Vedhavathi, a classmate of Vijayaraghavan, admires him after hearing his mother's tragic backstory and later falls in love with him. When Gunasekaran, a corrupt councillor, visits the slum, Vijayaraghavan questions him on the false police cases registered against the slum children. In response, Sullu and his gang beat him up, and he motivates his students that they would face obstacles but should ignore them and focus on their goal. Vijayaraghavan clears his IAS exam with motivation from Vedhavathi, where Vijayraghavan plans to go to Delhi for his interview. However, Vijayaraghavan loses his temper and beats up Sullu and his gang, where he also beats up Karuna's men. The next day, Gunasekaran's men kidnap Vijayaraghavan. Karuna beats him up and throws him into the canal.
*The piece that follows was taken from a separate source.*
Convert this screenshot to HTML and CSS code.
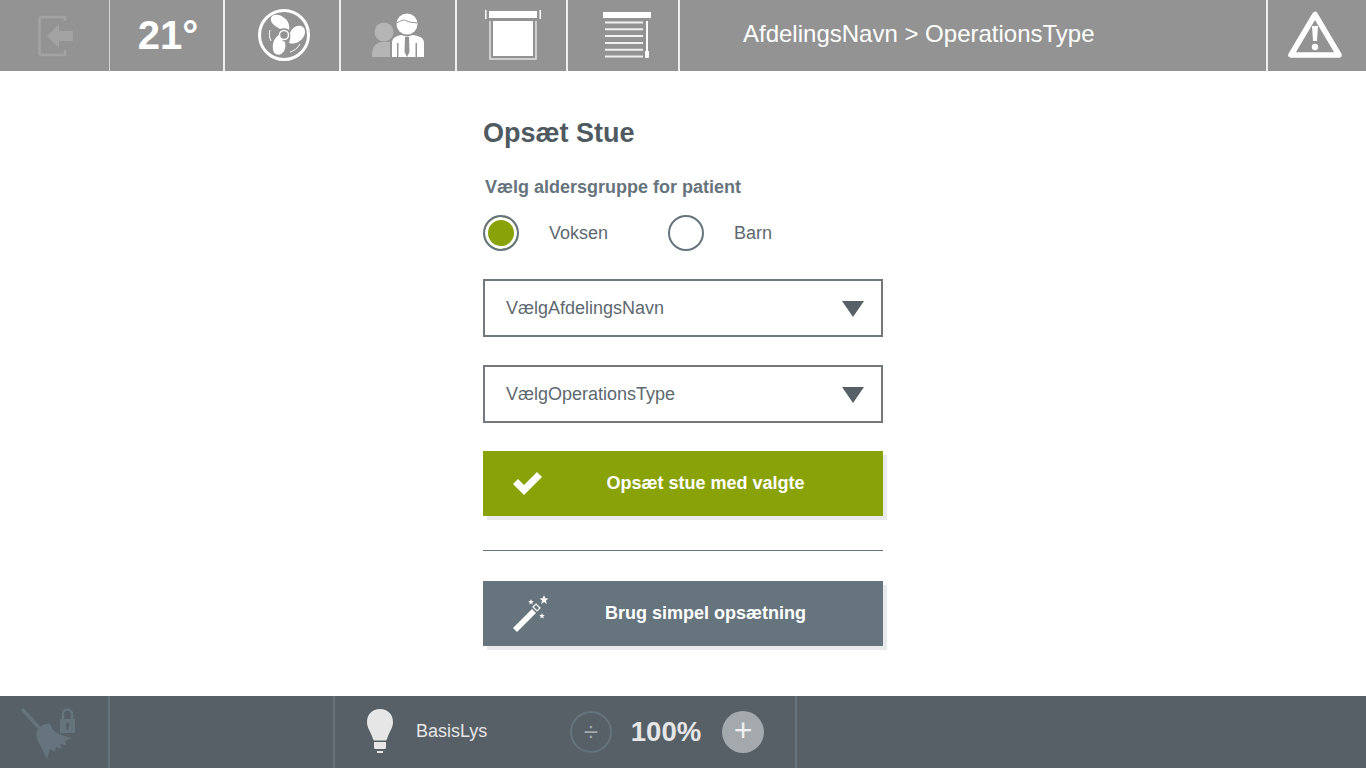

Vijayaraghavan's students successfully pass their exams, and the people respect and support Vijayaraghavan. In the elections for councillors, Vijayaraghavan runs as an independent candidate, which earns the annoyance of the District Secretary Pedha Perumal. Vijayaraghavan persuades the people to change and wins the election. Gunasekaran and Sullu are annoyed by Vijayaraghavan's victory. Pedha Perumal gets angry at Gunasekaran and Karuna. After overcoming many threats from Gunasekaran and persuading his enemy, Pedha Perumal, Vijayaraghavan solves the pending issues in his ward. Eventually, Vijayaraghavan revamps the slum by painting the houses, laying out new roads and pavements, and giving jobs to the residents, where he also burns Karuna's drugs. The development in the slum pleases the Tamil Nadu Governor, who posts about the changes on his Twitter page.
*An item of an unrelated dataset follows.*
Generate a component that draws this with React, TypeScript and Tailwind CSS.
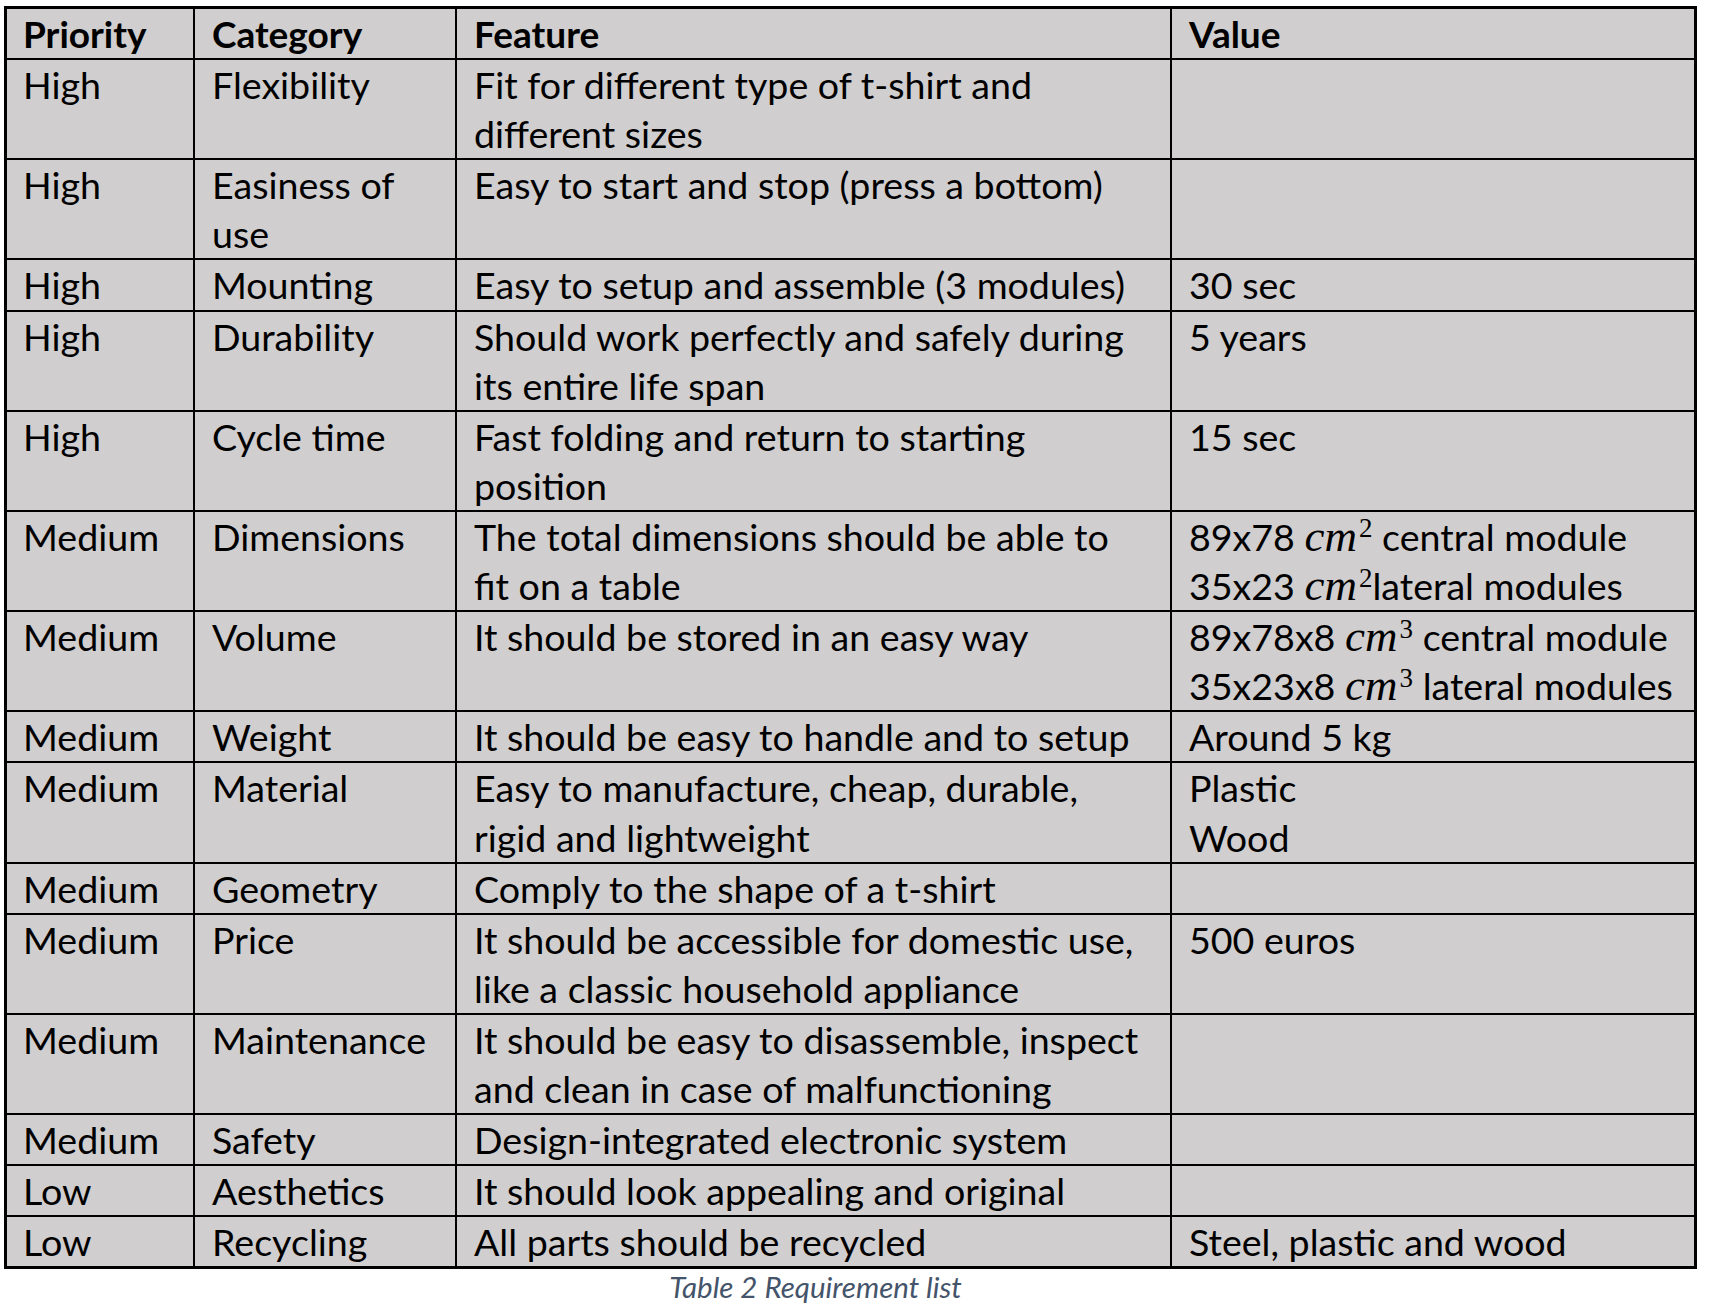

Gunasekaran complains about the news to Pedha Perumal, and Sullu says he should have beaten up Vijayaraghavan when he had the chance. However, Pedha Perumal insults Sullu and Guna. The Governor visits the ward and tries to convince Vijayaraghavan to join the opposition. Pedha Perumal also visits Vijayaraghavan, but Vijayaraghavan rejects his request. Pedha Perumal forces Vijayaraghavan to resign. Sukumar barges into Arulmozhi's house and breaks her hand when she defies him. He emotionally signs the resignation letter and records a video as proof. After hearing the news of his mother's broken hand from his friends, Vijayraghavan beats Karuna and his goons. Gunasekaran realises he lost the area when the people supported the ex-councillor Vijayaraghavan. Pedha Perumal becomes furious at Karuna.
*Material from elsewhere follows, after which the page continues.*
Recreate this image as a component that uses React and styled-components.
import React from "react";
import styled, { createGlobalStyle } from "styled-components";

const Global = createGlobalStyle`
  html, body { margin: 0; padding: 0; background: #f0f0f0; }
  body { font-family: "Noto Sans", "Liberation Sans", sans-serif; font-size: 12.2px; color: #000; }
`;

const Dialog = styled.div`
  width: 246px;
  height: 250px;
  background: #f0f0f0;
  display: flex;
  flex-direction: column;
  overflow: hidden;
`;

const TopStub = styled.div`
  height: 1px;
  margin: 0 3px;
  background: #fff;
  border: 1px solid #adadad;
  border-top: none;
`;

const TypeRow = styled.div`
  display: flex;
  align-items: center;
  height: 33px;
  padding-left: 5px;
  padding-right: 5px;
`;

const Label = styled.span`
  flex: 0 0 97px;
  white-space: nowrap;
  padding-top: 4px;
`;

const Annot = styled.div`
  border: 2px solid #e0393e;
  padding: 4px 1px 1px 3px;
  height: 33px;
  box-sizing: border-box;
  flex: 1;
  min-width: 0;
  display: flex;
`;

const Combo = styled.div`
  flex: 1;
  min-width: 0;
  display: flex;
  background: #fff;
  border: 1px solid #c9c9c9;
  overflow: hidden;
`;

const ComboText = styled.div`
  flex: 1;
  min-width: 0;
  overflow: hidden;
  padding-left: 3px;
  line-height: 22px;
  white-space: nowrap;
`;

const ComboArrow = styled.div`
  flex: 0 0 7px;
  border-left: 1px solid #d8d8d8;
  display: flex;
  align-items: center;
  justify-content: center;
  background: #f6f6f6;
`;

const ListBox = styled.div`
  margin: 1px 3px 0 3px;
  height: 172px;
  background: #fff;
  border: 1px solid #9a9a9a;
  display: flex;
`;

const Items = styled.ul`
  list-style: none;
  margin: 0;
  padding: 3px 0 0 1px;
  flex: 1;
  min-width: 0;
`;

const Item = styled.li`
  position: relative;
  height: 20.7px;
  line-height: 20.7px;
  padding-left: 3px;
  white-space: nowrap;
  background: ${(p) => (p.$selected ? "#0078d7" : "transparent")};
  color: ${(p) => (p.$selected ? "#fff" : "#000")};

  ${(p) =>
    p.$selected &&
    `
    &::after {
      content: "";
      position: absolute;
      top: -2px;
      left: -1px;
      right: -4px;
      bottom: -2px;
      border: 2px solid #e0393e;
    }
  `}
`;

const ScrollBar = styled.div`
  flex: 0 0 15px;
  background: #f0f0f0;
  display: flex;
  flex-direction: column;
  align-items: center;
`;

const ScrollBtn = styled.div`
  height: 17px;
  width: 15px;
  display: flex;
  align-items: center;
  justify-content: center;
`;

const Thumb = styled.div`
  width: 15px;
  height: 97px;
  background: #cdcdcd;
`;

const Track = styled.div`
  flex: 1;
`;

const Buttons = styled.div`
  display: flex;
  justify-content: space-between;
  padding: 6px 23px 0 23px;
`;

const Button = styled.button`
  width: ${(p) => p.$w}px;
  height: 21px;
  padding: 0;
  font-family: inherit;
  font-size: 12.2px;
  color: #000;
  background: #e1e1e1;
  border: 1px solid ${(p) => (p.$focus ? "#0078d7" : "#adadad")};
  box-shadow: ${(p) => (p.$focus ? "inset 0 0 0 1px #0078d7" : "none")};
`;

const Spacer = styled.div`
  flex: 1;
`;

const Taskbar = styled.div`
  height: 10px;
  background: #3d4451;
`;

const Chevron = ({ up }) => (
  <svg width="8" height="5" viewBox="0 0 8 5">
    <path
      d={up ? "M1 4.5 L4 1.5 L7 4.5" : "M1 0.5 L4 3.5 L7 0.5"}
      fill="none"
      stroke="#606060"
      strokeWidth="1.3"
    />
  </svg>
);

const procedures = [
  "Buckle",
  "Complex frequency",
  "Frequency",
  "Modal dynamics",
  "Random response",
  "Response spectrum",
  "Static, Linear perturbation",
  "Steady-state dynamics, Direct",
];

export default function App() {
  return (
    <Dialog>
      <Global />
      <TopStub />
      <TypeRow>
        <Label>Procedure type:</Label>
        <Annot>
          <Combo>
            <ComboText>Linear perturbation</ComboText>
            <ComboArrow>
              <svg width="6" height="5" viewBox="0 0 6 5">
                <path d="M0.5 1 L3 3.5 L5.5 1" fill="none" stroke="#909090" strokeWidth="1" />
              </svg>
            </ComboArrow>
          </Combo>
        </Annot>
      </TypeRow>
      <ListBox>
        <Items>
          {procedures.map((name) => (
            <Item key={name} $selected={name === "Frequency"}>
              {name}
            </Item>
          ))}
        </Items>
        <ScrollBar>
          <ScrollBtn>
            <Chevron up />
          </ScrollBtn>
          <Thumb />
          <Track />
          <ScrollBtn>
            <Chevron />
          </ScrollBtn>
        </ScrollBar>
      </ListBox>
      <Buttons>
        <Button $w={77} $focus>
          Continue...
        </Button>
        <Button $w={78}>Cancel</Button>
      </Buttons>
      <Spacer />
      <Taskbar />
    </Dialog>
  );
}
Vijayaraghavan files for an MLA candidate. Opposition party CM Rajamanickam persuades Vijayaraghavan to make a deal and join their party. Vijayaraghavan says he will join his party unless he receives the state's CM post. Eventually, Vijayaraghavan exacts his revenge against Sukumar, and the police arrest him. Enraged, Rajamanickam tells Pedha Perumal that Vijayaraghavan should not have any powers as CM. He says that Vijayaraghavan should face the problems, and the upcoming events will be presented in the sequel.

== Production ==
The shooting was wrapped in February 2021.

== Soundtrack ==
The soundtrack and score is composed by Nivas K. Prasanna. The soundtrack album featured five songs and the audio rights were acquired by Saregama.

| No. | Title | Lyrics | Singer(s) | Length |
|---|---|---|---|---|
| 1. | "Avan Paathu Sirikala" | Mohan Rajan | Malvi Sundaresan | 5:29 |
| 2. | "Naan Varuven" | Arun Bharathi | Haricharan, Nivas K Prasanna | 5:28 |
| 3. | "Slum Anthem (Atti)" | Super Subu | Gautham Vasudev Menon, Premji Amaren, Vijay Antony, Nivas K. Prasanna | 4:46 |
| 4. | "Nee Kaanum Kanave" | Mohan Rajan | Sathyaprakash Dharmar, Abhishek Ravishankar, Vanjula Oppili | 4:48 |
| 5. | "Sila Naal Karuvil" | Mohan Rajan | Sukanya Varadarajan | 4:06 |
| 6. | "Kodiyil Oruvan- Theme Song" |  | Dinesh Kanagaratnam (Rap), Vijay Antony | 3:45 |

== Release ==
The film was released in theatres on 17 September 2021. The film was dubbed and released in Kannada, Telugu and Hindi versions under the title Vijaya Raghavan while the Malayalam dubbed version retained the same title as the original.

=== Home media ===
The streaming rights of the film were acquired by Amazon Prime Video and satellite rights were acquired by Colors Tamil.

== Reception ==
Kodiyil Oruvan received mixed-to-positive reviews from critics.
=== Critical reception ===
Sify gave 3 out of 5 stars and wrote "Kodiyil Oruvan is a mass action entertainer from Vijay Antony on the lines of Pichaikkaran with strong mother sentiment." Suganth of The Times of India gave 3 out on 5 stars and wrote " An uneven masala movie saved by strong amma sentiment." Haricharan Pudipeddi of Hindustan Times wrote, "Director Ananda Krishnan's first big-budget film is a predictable but entertaining political thriller."

Srivatsan S of The Hindu wrote "The Vijay Antony-starrer is loud, mostly boring and has a soft-spoken, kind-hearted hero at the centre, who seemed to have been written not on a white paper, but on tile." Navein Darshan of The New Indian Express wrote "Kodiyil Oruvan is an unabashed commercial entertainer, and no surprise, the hero wins. Making this format click with the audience is quite tricky."